Виктор Шендерович: Просто идут дальше. У нас есть звонок. Вы в эфире.
Слушатель: Здравствуйте.
Виктор Шендерович: Здравствуйте. Задавайте вопрос.
Слушатель: Вопросик такой: есть такой народ понтийские греки, они знают от четырех до восьми языков. Вы что-нибудь знаете по этому поводу?
Виктор Шендерович: Ничего себе у нас вопросы.
Виталий Левенталь: А почему?
Виктор Шендерович: Я знаю людей, не понтийских греков, которые знают несколько языков, не будучи понтийскими греками. Вообще у нас сегодня поразительные вопросы. Последний, пожалуй, вопрос у нас около минуты до конца эфира. Светлана Ивановна спрашивает: «Я слышала, что китайцы очень плохо смешиваются с другим населением, сохраняют свою культуру и язык». Вот очень интересно, опять-таки, две стороны этого вопроса - положительная и отрицательная сторона. С одной стороны, сохранение своей самобытности, культуры, с другой стороны - некоторая замкнутость, неоткрытость.
Виталий Левенталь: Это то, что я сказал в середине. Китайцам значительно труднее смешаться с американской. Должен вам сказать, что те трудности, что у русских людей в изучении языка, ничтожны, детский сад, детский лепет по сравнению с тем, что у китайцев. Они не могут выговорить этих звуков, бедняги, у них иная анатомия и поэтому им очень трудно. Еда совсем другая, привычки, они пришли из другой цивилизации. И поэтому, естественно, очень много, у них долго происходит. Но во втором-третьем поколении «its fine» - все в порядке.

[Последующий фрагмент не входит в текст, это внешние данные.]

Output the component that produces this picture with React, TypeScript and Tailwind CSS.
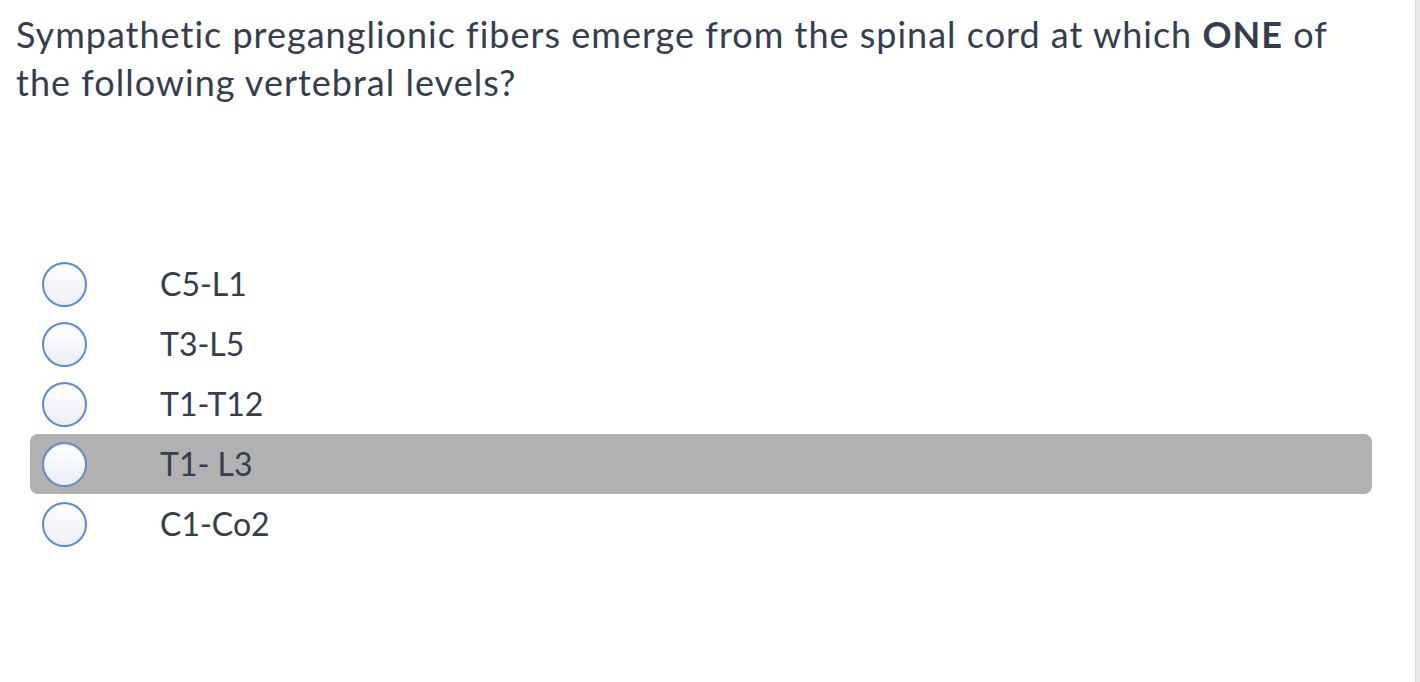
import React from "react";

const options = ["C5-L1", "T3-L5", "T1-T12", "T1- L3", "C1-Co2"];

function Radio() {
  return (
    <div className="w-[45px] h-[45px] rounded-full border-2 border-[#5f8bd2] bg-gradient-to-b from-[#ffffff] to-[#eceff5] shadow-[inset_0_1px_1px_rgba(0,0,0,0.08)]" />
  );
}

export default function App() {
  return (
    <div className="flex w-[1420px] h-[682px] bg-white overflow-hidden" style={{ fontFamily: "Lato, 'Open Sans', sans-serif" }}>
      <div className="flex-1 flex flex-col">
        <p className="pl-[16px] pt-[10px] text-[36px] leading-[48px] tracking-[1px] text-[#343e4f] whitespace-nowrap">
          Sympathetic preganglionic fibers emerge from the spinal cord at which <b className="font-bold">ONE</b> of
          <br />
          the following vertebral levels?
        </p>
        <div className="mt-[148px] flex flex-col ml-[30px] w-[1342px]">
          {options.map((o, i) => (
            <div
              key={o}
              className={
                "flex items-center h-[60px] pl-[12px] rounded-[8px] " +
                (i === 3 ? "bg-[#b1b1b1]" : "")
              }
            >
              <Radio />
              <span className="ml-[73px] text-[32px] text-[#343e4f]">{o}</span>
            </div>
          ))}
        </div>
      </div>
      <div className="w-[5px] h-full bg-[#e8e8e8] border-l border-[#dcdcdc]" />
    </div>
  );
}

Виктор Шендерович: Тогда так спрошу: кто самый адоптированный из американской эмиграции, кто самый адаптированный, кто быстрее всех вливается и становится американцем без приставки - русский, испанский, китайский?
Виталий Левенталь: Европейцы, конечно. И тут опять-таки, как говорит пословица, то, что я сказал по-русски: сколько голов, столько умов. На прощание вам скажу изумительную фразу Станислава Ежи Леца. Пословица, кстати, очень хороший инструмент изучения языка. «Пословицы противоречат друг другу - в этом и состоит народная мудрость».
Виктор Шендерович: Станислав Ежи Лец. На этом блестящем афоризме мы и закончим беседу с Виталием Левенталем, замечательным лингвистом, который целый час пытался обучать меня и всех вас хорошему английскому языку.